What are your goals for the project in the future?
The zoomed-out vision is: Hundreds (if not thousands) are making livelihoods in our citywide/regional food economy, all involved own the food system, and we are empowered to have the values we share in the food we eat.
How is what you’re doing different from what others (people, organizations) are doing to solve this problem?
There is a large movement and many organizations involved with the local food movement, but through our multifaceted approach, we see what we do as based in a reality where the scale, magnitude and foundational sustenance food systems infrastructure (physical and social) needs to be rebuilt from scratch in order for meaningful change to occur. Our focus is on that foundation more than anything else. We believe that what we’re creating now is going to allow for the scale and magnitude of a citywide food system. And we also understand that we are still in the very, very first steps in the process.
What advice do you have for people trying to use innovation to foster change in the community?
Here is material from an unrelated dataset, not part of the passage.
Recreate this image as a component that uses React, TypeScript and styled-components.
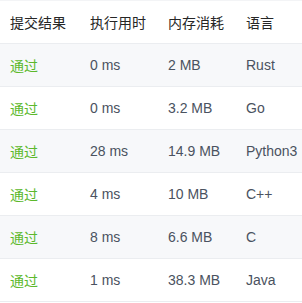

It is important that we do not fear trying something. Fostering change in a community usually means we are re-establishing what has been lost (community resilience). We must understand that just as it took thousands of generations to create optimal community resilience, it’s going to take us thousands of iterations to rebuild that. We must start and try now so we can churn through all the iterations we need to get through to reach our ideals.